Una casa dove mettere i libri

16 May 2012

In quante case abbiamo abitato noi sui trenta e qualcosa?

Case di studenti con la stanza da condividere: con la coinquilina lucana che asciugava il lavandino ogni volta che apriva l’acqua, con quella calabrese che quando le veniva a trovare il ragazzo partiva dalle sei del mattino a cucinare, col coinquilino punkabestia che in un semestre non cambiava mai le lenzuola.

Case di Erasmus, pieni di accenti, gente, bottiglie vuote, posaceneri pieni. La coinquilina tedesca che mette il segno del pennarello sul livello del suo latte perché ha paura che gli lo rubiamo. Il vicino di casa canadese che ci bussa per farsi fare il caffè dalle napoletane. Stanze con le foto azzeccate con lo scotch a cercare di dare un’aria di casa.

Monolocali di lavoratrici precarie, col soppalco e il bagno con le macchie di muffa. Monocali che ci torni a casa la sera e sono freddi e silenziosi e la borsa che lasci cadere all’ingresso fa un tonfo sordo. Monolocali che un po’ si assomigliano tutti nelle loro suppellettili Ikea comprate di domenica per dare un’aria di casa.

Case da cui andare e venire col trolley carico, case che poi la casa dove tornare alla fine è sempre la casa di mamma, case in cui non abbiamo mai portato tutti i libri.

Case come stanze di hotel.

E così ho lasciato pure la casetta sull’Isola. E la mia vita tutta là. che entrava in un trolley rosa.

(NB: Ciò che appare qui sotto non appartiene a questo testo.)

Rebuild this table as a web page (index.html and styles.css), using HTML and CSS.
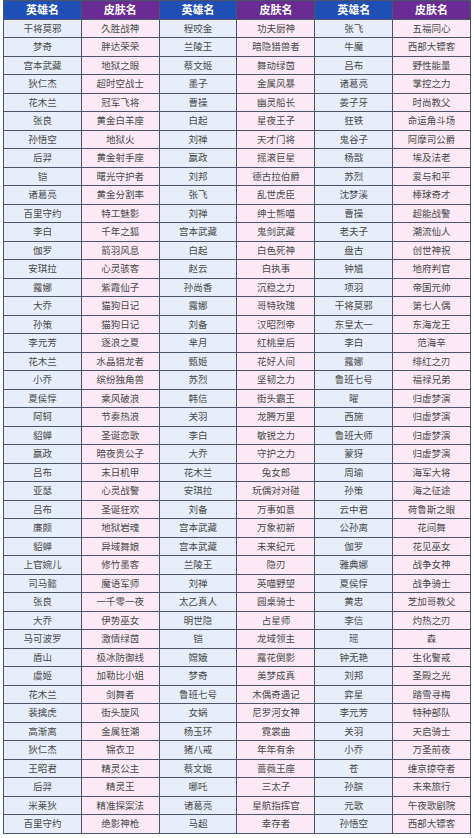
FILE: index.html
```html
<!DOCTYPE html>
<html lang="zh">
<head>
<meta charset="utf-8">
<title>皮肤表</title>
<link rel="stylesheet" href="styles.css">
</head>
<body>
<table class="skins">
<thead>
<tr><th class="h">英雄名</th><th class="s">皮肤名</th><th class="h">英雄名</th><th class="s">皮肤名</th><th class="h">英雄名</th><th class="s">皮肤名</th></tr>
</thead>
<tbody>
<tr><td class="h">干将莫邪</td><td class="s">久胜战神</td><td class="h">程咬金</td><td class="s">功夫厨神</td><td class="h">张飞</td><td class="s">五福同心</td></tr>
<tr><td class="h">梦奇</td><td class="s">胖达荣荣</td><td class="h">兰陵王</td><td class="s">暗隐猎兽者</td><td class="h">牛魔</td><td class="s">西部大镖客</td></tr>
<tr><td class="h">宫本武藏</td><td class="s">地狱之眼</td><td class="h">蔡文姬</td><td class="s">舞动绿茵</td><td class="h">吕布</td><td class="s">野性能量</td></tr>
<tr><td class="h">狄仁杰</td><td class="s">超时空战士</td><td class="h">墨子</td><td class="s">金属风暴</td><td class="h">诸葛亮</td><td class="s">掌控之力</td></tr>
<tr><td class="h">花木兰</td><td class="s">冠军飞将</td><td class="h">曹操</td><td class="s">幽灵船长</td><td class="h">姜子牙</td><td class="s">时尚教父</td></tr>
<tr><td class="h">张良</td><td class="s">黄金白羊座</td><td class="h">白起</td><td class="s">星夜王子</td><td class="h">狂铁</td><td class="s">命运角斗场</td></tr>
<tr><td class="h">孙悟空</td><td class="s">地狱火</td><td class="h">刘禅</td><td class="s">天才门将</td><td class="h">鬼谷子</td><td class="s">阿摩司公爵</td></tr>
<tr><td class="h">后羿</td><td class="s">黄金射手座</td><td class="h">嬴政</td><td class="s">摇滚巨星</td><td class="h">杨戬</td><td class="s">埃及法老</td></tr>
<tr><td class="h">铠</td><td class="s">曙光守护者</td><td class="h">刘邦</td><td class="s">德古拉伯爵</td><td class="h">苏烈</td><td class="s">爱与和平</td></tr>
<tr><td class="h">诸葛亮</td><td class="s">黄金分割率</td><td class="h">张飞</td><td class="s">乱世虎臣</td><td class="h">沈梦溪</td><td class="s">棒球奇才</td></tr>
<tr><td class="h">百里守约</td><td class="s">特工魅影</td><td class="h">刘禅</td><td class="s">绅士熊喵</td><td class="h">曹操</td><td class="s">超能战警</td></tr>
<tr><td class="h">李白</td><td class="s">千年之狐</td><td class="h">宫本武藏</td><td class="s">鬼剑武藏</td><td class="h">老夫子</td><td class="s">潮流仙人</td></tr>
<tr><td class="h">伽罗</td><td class="s">箭羽风息</td><td class="h">白起</td><td class="s">白色死神</td><td class="h">盘古</td><td class="s">创世神祝</td></tr>
<tr><td class="h">安琪拉</td><td class="s">心灵骇客</td><td class="h">赵云</td><td class="s">白执事</td><td class="h">钟馗</td><td class="s">地府判官</td></tr>
<tr><td class="h">露娜</td><td class="s">紫霞仙子</td><td class="h">孙尚香</td><td class="s">沉稳之力</td><td class="h">项羽</td><td class="s">帝国元帅</td></tr>
<tr><td class="h">大乔</td><td class="s">猫狗日记</td><td class="h">露娜</td><td class="s">哥特玫瑰</td><td class="h">干将莫邪</td><td class="s">第七人偶</td></tr>
<tr><td class="h">孙策</td><td class="s">猫狗日记</td><td class="h">刘备</td><td class="s">汉昭烈帝</td><td class="h">东皇太一</td><td class="s">东海龙王</td></tr>
<tr><td class="h">李元芳</td><td class="s">逐浪之夏</td><td class="h">芈月</td><td class="s">红桃皇后</td><td class="h">李白</td><td class="s">范海辛</td></tr>
<tr><td class="h">花木兰</td><td class="s">水晶猎龙者</td><td class="h">甄姬</td><td class="s">花好人间</td><td class="h">露娜</td><td class="s">绯红之刃</td></tr>
<tr><td class="h">小乔</td><td class="s">缤纷独角兽</td><td class="h">苏烈</td><td class="s">坚韧之力</td><td class="h">鲁班七号</td><td class="s">福禄兄弟</td></tr>
<tr><td class="h">夏侯惇</td><td class="s">乘风破浪</td><td class="h">韩信</td><td class="s">街头霸王</td><td class="h">曜</td><td class="s">归虚梦演</td></tr>
<tr><td class="h">阿轲</td><td class="s">节奏热浪</td><td class="h">关羽</td><td class="s">龙腾万里</td><td class="h">西施</td><td class="s">归虚梦演</td></tr>
<tr><td class="h">貂蝉</td><td class="s">圣诞恋歌</td><td class="h">李白</td><td class="s">敏锐之力</td><td class="h">鲁班大师</td><td class="s">归虚梦演</td></tr>
<tr><td class="h">嬴政</td><td class="s">暗夜贵公子</td><td class="h">大乔</td><td class="s">守护之力</td><td class="h">蒙犽</td><td class="s">归虚梦演</td></tr>
<tr><td class="h">吕布</td><td class="s">末日机甲</td><td class="h">花木兰</td><td class="s">兔女郎</td><td class="h">周瑜</td><td class="s">海军大将</td></tr>
<tr><td class="h">亚瑟</td><td class="s">心灵战警</td><td class="h">安琪拉</td><td class="s">玩偶对对碰</td><td class="h">孙策</td><td class="s">海之征途</td></tr>
<tr><td class="h">吕布</td><td class="s">圣诞狂欢</td><td class="h">刘备</td><td class="s">万事如意</td><td class="h">云中君</td><td class="s">荷鲁斯之眼</td></tr>
<tr><td class="h">廉颇</td><td class="s">地狱岩魂</td><td class="h">宫本武藏</td><td class="s">万象初新</td><td class="h">公孙离</td><td class="s">花间舞</td></tr>
<tr><td class="h">貂蝉</td><td class="s">异域舞娘</td><td class="h">宫本武藏</td><td class="s">未来纪元</td><td class="h">伽罗</td><td class="s">花见巫女</td></tr>
<tr><td class="h">上官婉儿</td><td class="s">修竹墨客</td><td class="h">兰陵王</td><td class="s">隐刃</td><td class="h">雅典娜</td><td class="s">战争女神</td></tr>
<tr><td class="h">司马懿</td><td class="s">魔语军师</td><td class="h">刘禅</td><td class="s">英喵野望</td><td class="h">夏侯惇</td><td class="s">战争骑士</td></tr>
<tr><td class="h">张良</td><td class="s">一千零一夜</td><td class="h">太乙真人</td><td class="s">圆桌骑士</td><td class="h">黄忠</td><td class="s">芝加哥教父</td></tr>
<tr><td class="h">大乔</td><td class="s">伊势巫女</td><td class="h">明世隐</td><td class="s">占星师</td><td class="h">李信</td><td class="s">灼热之刃</td></tr>
<tr><td class="h">马可波罗</td><td class="s">激情绿茵</td><td class="h">铠</td><td class="s">龙域领主</td><td class="h">瑶</td><td class="s">森</td></tr>
<tr><td class="h">盾山</td><td class="s">极冰防御线</td><td class="h">嫦娥</td><td class="s">露花倒影</td><td class="h">钟无艳</td><td class="s">生化警戒</td></tr>
<tr><td class="h">虞姬</td><td class="s">加勒比小姐</td><td class="h">梦奇</td><td class="s">美梦成真</td><td class="h">刘邦</td><td class="s">圣殿之光</td></tr>
<tr><td class="h">花木兰</td><td class="s">剑舞者</td><td class="h">鲁班七号</td><td class="s">木偶奇遇记</td><td class="h">弈星</td><td class="s">踏雪寻梅</td></tr>
<tr><td class="h">裴擒虎</td><td class="s">街头旋风</td><td class="h">女娲</td><td class="s">尼罗河女神</td><td class="h">李元芳</td><td class="s">特种部队</td></tr>
<tr><td class="h">高渐离</td><td class="s">金属狂潮</td><td class="h">杨玉环</td><td class="s">霓裳曲</td><td class="h">关羽</td><td class="s">天启骑士</td></tr>
<tr><td class="h">狄仁杰</td><td class="s">锦衣卫</td><td class="h">猪八戒</td><td class="s">年年有余</td><td class="h">小乔</td><td class="s">万圣前夜</td></tr>
<tr><td class="h">王昭君</td><td class="s">精灵公主</td><td class="h">蔡文姬</td><td class="s">蔷薇王座</td><td class="h">苍</td><td class="s">维京掠夺者</td></tr>
<tr><td class="h">后羿</td><td class="s">精灵王</td><td class="h">哪吒</td><td class="s">三太子</td><td class="h">孙膑</td><td class="s">未来旅行</td></tr>
<tr><td class="h">米莱狄</td><td class="s">精准探案法</td><td class="h">诸葛亮</td><td class="s">星航指挥官</td><td class="h">元歌</td><td class="s">午夜歌剧院</td></tr>
<tr><td class="h">百里守约</td><td class="s">绝影神枪</td><td class="h">马超</td><td class="s">幸存者</td><td class="h">孙悟空</td><td class="s">西部大镖客</td></tr>
</tbody>
</table>
</body>
</html>
```

FILE: styles.css
```css
html, body {
  margin: 0;
  padding: 0;
  background: #ffffff;
}

body {
  font-family: "Noto Sans CJK SC", "Noto Sans", sans-serif;
}

.skins {
  margin: 0 0 0 3px;
  width: 468px;
  border-collapse: collapse;
  table-layout: fixed;
}

.skins th,
.skins td {
  height: 17.5px;
  padding: 0;
  border: 1px solid #4b5468;
  text-align: center;
  vertical-align: middle;
  line-height: 1;
  white-space: nowrap;
  overflow: hidden;
}

.skins th {
  color: #ffffff;
  font-weight: 700;
  font-size: 11px;
}

.skins th.h {
  background: #1f4fb4;
}

.skins th.s {
  background: #6a2b95;
}

.skins td {
  color: #4a4a4a;
  font-size: 9.5px;
}

.skins td.h {
  background: #e7eefa;
}

.skins td.s {
  background: #fbeaf6;
}
```
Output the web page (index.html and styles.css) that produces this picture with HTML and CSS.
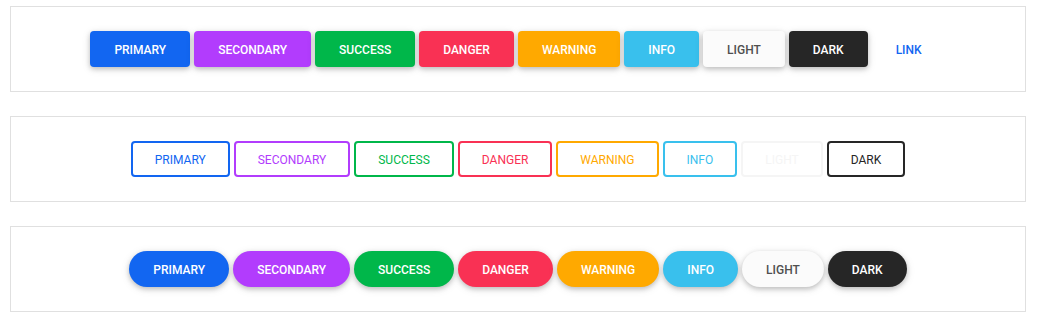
FILE: index.html
```html
<!DOCTYPE html>
<html>
<head>
<meta charset="utf-8">
<link rel="stylesheet" href="styles.css">
</head>
<body>
<div class="page">
  <div class="box">
    <button class="btn btn-primary">Primary</button>
    <button class="btn btn-secondary">Secondary</button>
    <button class="btn btn-success">Success</button>
    <button class="btn btn-danger">Danger</button>
    <button class="btn btn-warning">Warning</button>
    <button class="btn btn-info">Info</button>
    <button class="btn btn-light">Light</button>
    <button class="btn btn-dark">Dark</button>
    <button class="btn btn-link">Link</button>
  </div>
  <div class="box">
    <button class="btn btn-outline ol-primary">Primary</button>
    <button class="btn btn-outline ol-secondary">Secondary</button>
    <button class="btn btn-outline ol-success">Success</button>
    <button class="btn btn-outline ol-danger">Danger</button>
    <button class="btn btn-outline ol-warning">Warning</button>
    <button class="btn btn-outline ol-info">Info</button>
    <button class="btn btn-outline ol-light">Light</button>
    <button class="btn btn-outline ol-dark">Dark</button>
  </div>
  <div class="box">
    <button class="btn btn-rounded btn-primary">Primary</button>
    <button class="btn btn-rounded btn-secondary">Secondary</button>
    <button class="btn btn-rounded btn-success">Success</button>
    <button class="btn btn-rounded btn-danger">Danger</button>
    <button class="btn btn-rounded btn-warning">Warning</button>
    <button class="btn btn-rounded btn-info">Info</button>
    <button class="btn btn-rounded btn-light">Light</button>
    <button class="btn btn-rounded btn-dark">Dark</button>
  </div>
</div>
</body>
</html>
```

FILE: styles.css
```css
* { box-sizing: border-box; }
body {
  margin: 0;
  background: #fff;
  font-family: Roboto, "Liberation Sans", sans-serif;
}
.page {
  padding: 6px 19px 0 10px;
  display: flex;
  flex-direction: column;
  gap: 24px;
}
.box {
  border: 1px solid #e0e0e0;
  padding: 24px 0;
  display: flex;
  justify-content: center;
  gap: 4px;
}
.btn {
  font-family: Roboto, "Liberation Sans", sans-serif;
  font-size: 12px;
  font-weight: 500;
  text-transform: uppercase;
  line-height: 18px;
  height: 36px;
  padding: 10px 24px 8px;
  border: 0;
  border-radius: 4px;
  color: #fff;
  cursor: pointer;
  box-shadow: 0 2px 5px 0 rgba(0,0,0,.2), 0 2px 10px 0 rgba(0,0,0,.1);
}
.btn-rounded { border-radius: 10rem; }
.btn-primary { background: #1266f1; }
.btn-secondary { background: #b23cfd; }
.btn-success { background: #00b74a; }
.btn-danger { background: #f93154; }
.btn-warning { background: #ffa900; }
.btn-info { background: #39c0ed; }
.btn-light { background: #fbfbfb; color: #4f4f4f; }
.btn-dark { background: #262626; }
.btn-link { background: transparent; color: #1266f1; box-shadow: none; }

.btn-outline {
  background: transparent;
  border: 2px solid;
  padding: 8px 22px 6px;
  font-weight: 400;
  box-shadow: none;
}
.ol-primary { color: #1266f1; border-color: #1266f1; }
.ol-secondary { color: #b23cfd; border-color: #b23cfd; }
.ol-success { color: #00b74a; border-color: #00b74a; }
.ol-danger { color: #f93154; border-color: #f93154; }
.ol-warning { color: #ffa900; border-color: #ffa900; }
.ol-info { color: #39c0ed; border-color: #39c0ed; }
.ol-light { color: #f5f5f5; border-color: #f5f5f5; }
.ol-dark { color: #262626; border-color: #262626; }
```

Su un foglio a righe ho una lista con tutte le cose che devo infilare nel trolley aperto sul pavimento. Ho vasi che sono stati riempiti di fiori. Ho una candela che non è mai stata accesa. Ho un piumino caldo e che mi ha scaldato da arrotolare e schiacciare per far andar via l’aria. Pluff, fa l’aria uscendo dalla busta per il sottovuoto.

Ho fodere di divani da togliere e portar via perché possono essere sempre riutilizzate. Fodere rosa a coprire l’azzurro di questa casa troppo azzurra. Dietro le trovo bagnate dell’umidità trasudata dal muro. L’umidità di quest’isola troppo azzurra. Svuoto i deumidificatori. Un liquido azzurro radioattivo cola giù per il lavandino.

Avvolgo foto e portafoto nella carta da giornale. Quella foto di io in barca che guardo il Faro e mi ricordo che pensavo che mi sarebbe piaciuto starmene un po’ sotto a quel Faro. (E l’ho stampata e incorniciata per ricordarmi che io pensavo che mi sarebbe piaciuto e dopo due mesi avevo una casetta che a quel Faro ci potevo arrivare a piedi a vedere il tramonto). Quella foto di noi tre su un canale di Venezia dove siamo più ragazzine di ora e sorridiamo. Quella foto di Ginza e il cielo violetto di Tokyo e quella io sul ponte di Osaka che è il ponte di Blade Runner. Io e la scimmietta di Gibilterra che ci facciamo le boccacce e lontano si indovina l’Africa al di là del mare Io seduta su un molo e il mare aperto davanti. Quanto mare.

Una volta che è tutto dentro la casa ritorna ad essere azzurra e sterile come quando sono arrivata. Questa casa non ha mai visto un bacio. Perciò è sempre stata così fredda e umida. E hai voglia di accendere stufette e impostare il condizionatore sui 28 gradi fissi.

Ma ora è tempo di andare altrove. Me lo faccio dire anche da Morgan mentre scatto una foto, lascio le chiavi sull’incerata a quadretti, trascino il trolley fuori e un ultimo sguardo commosso all’arredamento e chi si è visto si è visto.

Lascio che le cose mi portino altrove.